Der Hauptmann von Köpenick

Der Hauptmann von Köpenick
Der Hauptmann von Köpenick

"Der Hauptmann von Köpenick", Carl Zuckmayer, November 2011, Fischer Taschenbuch Verlag

 

Diese Tragikomödie geht auf eine wahre Begebenheit im wilhelminischen Berlin zurück. Erzählt wird die Geschichte des Schusters Wilhelm Voigt, der als junger Mensch wegen eines kleinen Delikts ins Gefängnis kommt. Als er entlassen wird, verweigern ihm die Behörden eine Aufenthaltsbescheinigung. Ohne die bekommt er aber keine Arbeit. Und ohne Arbeit keine Aufenthaltsbescheinigung. Zugleich bekommt er auch keinen Pass, den er aber bräuchte, um im Ausland Arbeit finden zu können. Dies veranlasst ihn dazu, auf der Wache einzubrechen, um seine Polizeiakte zu vernichten und sich gleichzeitig einen Pass zu verschaffen. Er wird aber erwischt und für zehn Jahre inhaftiert. Während dieser Haft kann er sich genaue Kenntnisse über das Militärwesen aneignen. Als er endlich entlassen wird, bekommt er wieder keine Papiere und wird sogar aus seinem Heimatbezirk ausgewiesen. Da begeht er eine Verzweiflungstat: Er verschafft sich beim Trödler eine Hauptmannsuniform, und fährt, als Hauptmann verkleidet, nach Köpenick. Dort unterstellt er sich eine Abteilung von zehn Soldaten und besetzt das Rathaus.

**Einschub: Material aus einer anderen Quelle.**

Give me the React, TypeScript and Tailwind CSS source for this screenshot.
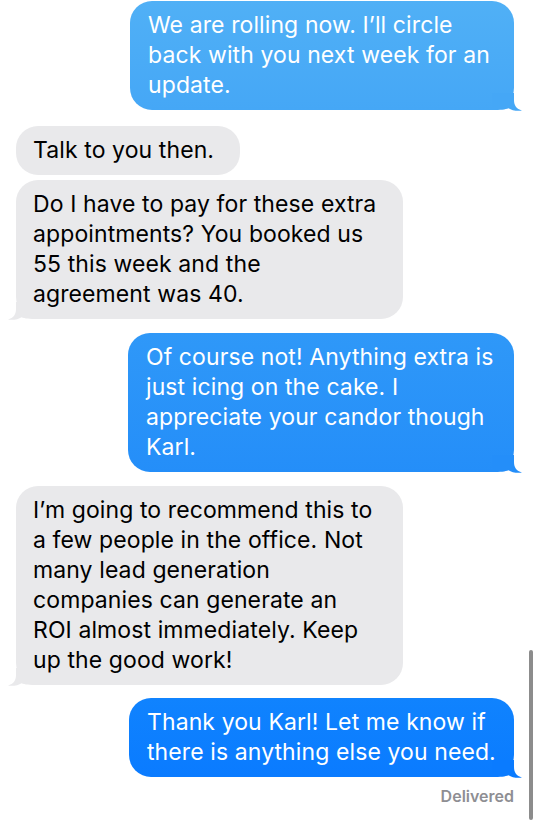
type Side = "left" | "right";

interface BubbleProps {
  side: Side;
  lines: string[];
  width: string;
  tail?: boolean;
  bg: string;
  tailColor: string;
  className?: string;
}

function Tail({ side, color }: { side: Side; color: string }) {
  return (
    <svg
      viewBox="0 0 30 18"
      className={`absolute bottom-[-1px] w-[30px] h-[18px] ${
        side === "right" ? "right-[-8px]" : "left-[-8px] -scale-x-100"
      }`}
    >
      <path
        d="M0 0 H22 V7 C22 12.5 24.5 15.8 30 17.6 C24.5 18.3 19.5 17.2 16.5 15.2 C13 16.6 9 17 0 17 Z"
        fill={color}
      />
    </svg>
  );
}

function Bubble({ side, lines, width, tail = true, bg, tailColor, className = "" }: BubbleProps) {
  const isMe = side === "right";
  return (
    <div
      className={`relative ${width} ${bg} rounded-[22px] pt-[9px] pb-[10px] ${
        isMe ? "self-end mr-[22px] pl-[18px] text-white" : "self-start ml-[16px] pl-[17px] text-black"
      } ${className}`}
    >
      {tail && <Tail side={side} color={tailColor} />}
      <p className="relative text-[23px] leading-[30px] tracking-[0.1px] whitespace-nowrap">
        {lines.map((l, i) => (
          <span key={i} className="block">
            {l}
          </span>
        ))}
      </p>
    </div>
  );
}

export default function App() {
  return (
    <div className="relative w-[536px] h-[829px] overflow-hidden bg-white font-['Inter','Noto_Sans',sans-serif]">
      <div className="flex flex-col pt-[1px]">
        <Bubble
          side="right"
          width="w-[384px]"
          bg="bg-gradient-to-b from-[#50b0f6] to-[#45a7f6]"
          tailColor="#45a7f6"
          lines={["We are rolling now. I’ll circle", "back with you next week for an", "update."]}
        />
        <Bubble
          side="left"
          width="w-[224px]"
          tail={false}
          bg="bg-[#e9e9eb]"
          tailColor="#e9e9eb"
          className="mt-[16px]"
          lines={["Talk to you then."]}
        />
        <Bubble
          side="left"
          width="w-[387px]"
          bg="bg-[#e9e9eb]"
          tailColor="#e9e9eb"
          className="mt-[5px]"
          lines={[
            "Do I have to pay for these extra",
            "appointments? You booked us",
            "55 this week and the",
            "agreement was 40.",
          ]}
        />
        <Bubble
          side="right"
          width="w-[386px]"
          bg="bg-gradient-to-b from-[#2f98f8] to-[#248ef9]"
          tailColor="#248ef9"
          className="mt-[14px]"
          lines={[
            "Of course not! Anything extra is",
            "just icing on the cake. I",
            "appreciate your candor though",
            "Karl.",
          ]}
        />
        <Bubble
          side="left"
          width="w-[387px]"
          bg="bg-[#e9e9eb]"
          tailColor="#e9e9eb"
          className="mt-[14px]"
          lines={[
            "I’m going to recommend this to",
            "a few people in the office. Not",
            "many lead generation",
            "companies can generate an",
            "ROI almost immediately. Keep",
            "up the good work!",
          ]}
        />
        <Bubble
          side="right"
          width="w-[385px]"
          bg="bg-gradient-to-b from-[#1083fe] to-[#0a7bff]"
          tailColor="#0a7bff"
          className="mt-[13px]"
          lines={["Thank you Karl! Let me know if", "there is anything else you need."]}
        />
        <p className="self-end mr-[22px] mt-[10px] text-[16px] leading-[19px] font-semibold text-[#8e8e93]">
          Delivered
        </p>
      </div>

      {/* scroll indicator */}
      <div className="absolute left-[529px] top-[650px] w-[4px] h-[170px] rounded-full bg-[#8c8c8c]" />
    </div>
  );
}
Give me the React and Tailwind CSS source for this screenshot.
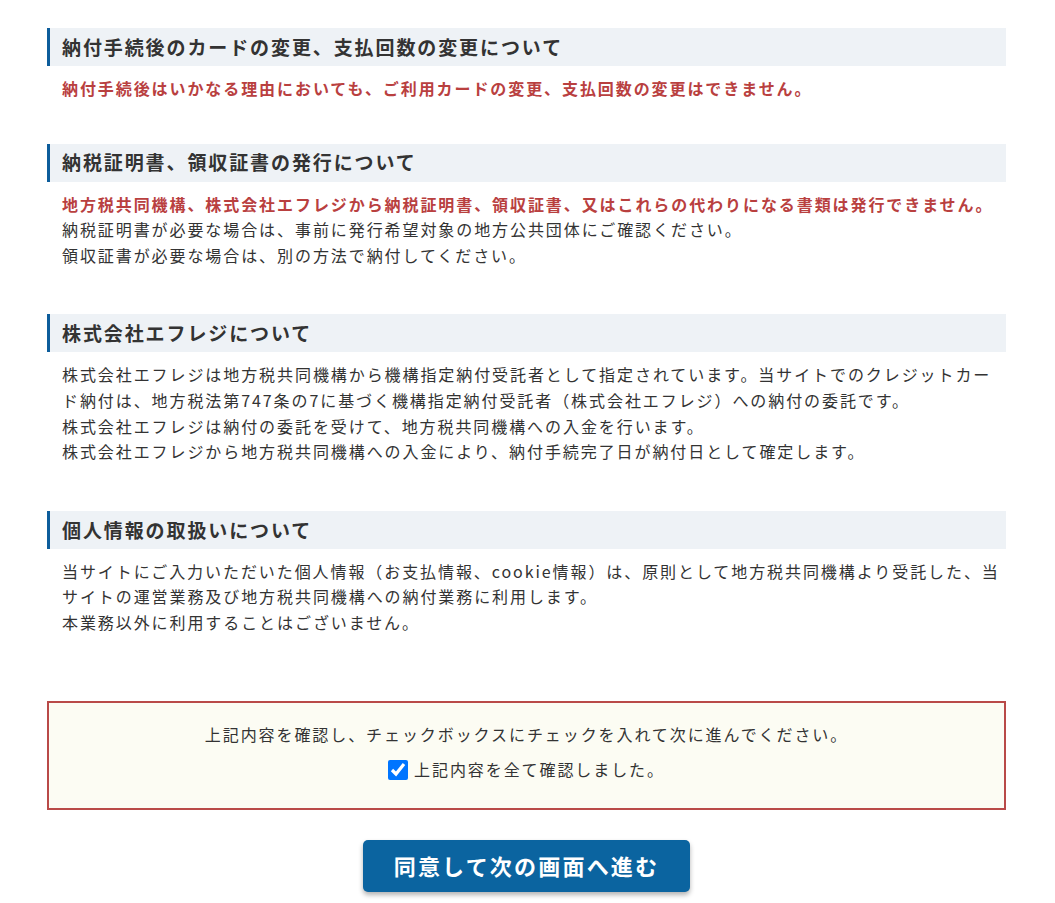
const font = { fontFamily: '"Noto Sans CJK JP", "Noto Sans", sans-serif' }

function Heading({ children }) {
  return (
    <h2 className="h-[38px] flex items-center bg-[#eef2f6] border-l-[3px] border-[#0d5d9b] pl-[12px] text-[19px] font-bold tracking-[0.1em] text-[#333333]">
      {children}
    </h2>
  )
}

function Section({ title, children, className = '' }) {
  return (
    <section className={className}>
      <Heading>{title}</Heading>
      <div className="mt-[10px] pl-[15px] pr-[4px] text-[16px] leading-[1.6] tracking-[0.12em] text-[#333333]">
        {children}
      </div>
    </section>
  )
}

export default function App() {
  return (
    <div style={font} className="bg-white min-h-[903px] w-[1055px] pt-[28px] pb-[10px]">
      <div className="ml-[47px] w-[959px]">
        <Section title="納付手続後のカードの変更、支払回数の変更について">
          <p className="font-bold text-[#b9403f]">
            納付手続後はいかなる理由においても、ご利用カードの変更、支払回数の変更はできません。
          </p>
        </Section>

        <Section title="納税証明書、領収証書の発行について" className="mt-[42px]">
          <p className="font-bold text-[#b9403f]">
            地方税共同機構、株式会社エフレジから納税証明書、領収証書、又はこれらの代わりになる書類は発行できません。
          </p>
          <p>納税証明書が必要な場合は、事前に発行希望対象の地方公共団体にご確認ください。</p>
          <p>領収証書が必要な場合は、別の方法で納付してください。</p>
        </Section>

        <Section title="株式会社エフレジについて" className="mt-[46px]">
          <p>
            株式会社エフレジは地方税共同機構から機構指定納付受託者として指定されています。当サイトでのクレジットカード納付は、地方税法第747条の7に基づく機構指定納付受託者（株式会社エフレジ）への納付の委託です。
          </p>
          <p>株式会社エフレジは納付の委託を受けて、地方税共同機構への入金を行います。</p>
          <p>株式会社エフレジから地方税共同機構への入金により、納付手続完了日が納付日として確定します。</p>
        </Section>

        <Section title="個人情報の取扱いについて" className="mt-[46px]">
          <p>
            当サイトにご入力いただいた個人情報（お支払情報、cookie情報）は、原則として地方税共同機構より受託した、当サイトの運営業務及び地方税共同機構への納付業務に利用します。
          </p>
          <p>本業務以外に利用することはございません。</p>
        </Section>

        <div className="mt-[65px] border-2 border-[#b94a48] bg-[#fcfcf3] pt-[19px] pb-[21px] text-center text-[16px] leading-[1.6] tracking-[0.12em] text-[#333333]">
          <p>上記内容を確認し、チェックボックスにチェックを入れて次に進んでください。</p>
          <label className="mt-[10px] inline-flex items-center gap-[6px]">
            <input type="checkbox" defaultChecked className="w-[20px] h-[20px] accent-[#0075ff] m-0" />
            <span>上記内容を全て確認しました。</span>
          </label>
        </div>

        <div className="mt-[30px] flex justify-center">
          <button
            type="button"
            className="w-[327px] h-[52px] rounded-[5px] bg-[#0b64a0] text-white text-[22px] font-bold tracking-[0.1em] shadow-[0_3px_5px_rgba(0,0,0,0.3)]"
          >
            同意して次の画面へ進む
          </button>
        </div>
      </div>
    </div>
  )
}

Er hält die Stadträte und die anwesenden Beamten in Schach und behauptet, Befehl zur Festnahme des Bürgermeisters zu haben. Als er erkennt, dass er auf dem Rathaus keinen Pass bekommen kann, was sein eigentliches Ziel war, beschlagnahmt er stattdessen über 4000 Mark aus der Kasse. Er könnte nun ins Ausland fliehen, lässt es aber sein, da er lieber in seiner Heimat bleiben will. Als seine verwegene Tat in der Öffentlichkeit bekannt wird, begeistert sich das einfache Volk dafür. Die Obrigkeit sucht tagelang nach dem Täter; schließlich stellt sich Wilhelm Voigt selbst.

 

Obwohl diese Tragödie in längst vergangener Zeit spielt, ist sie auch heute noch unbedingt lesenswert, allein schon wegen der lebendigen Milieustudie des wilhelminischen Berlin. Carl Zuckmayer lässt die unterschiedlichsten Personen auftreten und in allen möglichen Dialekten reden, allen voran Berlinerisch. Angeprangert wird die Behördenwillkür, die Wilhelm Voigt über sich ergehen lassen muss und die dazu führt, dass er einfach kein normales Leben mehr führen kann. Besonders erstaunlich ist der Charakter des Wilhelm Voigt: Der einfache Mann aus dem Volk ist intelligent und warmherzig und hat sich seinen Anstand bewahrt. Trotz aller Widrigkeiten lässt er sich nicht zur Gewalttätigkeit hinreißen, sondern versucht, seine Probleme auf subtilere Art zu lösen. Heutzutage würde jemand, der in eine ähnliche Zwangslage gerät wie Wilhelm Voigt, vielleicht Amok laufen. Nicht so der schlitzohrige Hauptmann von Köpenick. Sein Vorgehen zeugt von großer Raffinesse.

 

Gleichzeitig thematisiert die Tragikomödie die altbekannte Tatsache, wie sehr der Mensch seinesgleichen an der Kleidung und an Äußerlichkeiten misst. Der Spruch „Kleider machen Leute“ bestätigt sich hier auf traurige Weise. Es wirft kein günstiges Licht auf uns Menschen, dass Wilhelm Voigt im Zivilanzug ein Nichts ist und erst jemanden darstellt, sobald er in die Militäruniform geschlüpft ist. Außerdem wird der preußische Militarismus insgesamt karikiert, was erfrischend ist. Nebenbei wird der Lebensweg des Uniformrocks erzählt, der durch mehrere Hände geht, bis er schließlich zu Wilhelm Voigt gelangt. Dies ist eine unterhaltsame Nebenhandlung. „Der Hauptmann von Köpenick“ hat viel zu bieten: Eine Mischung aus Heiterem und Ernstem, Spaß und Sozialkritik, die sich munter miteinander vermischen. Sehr ansprechend.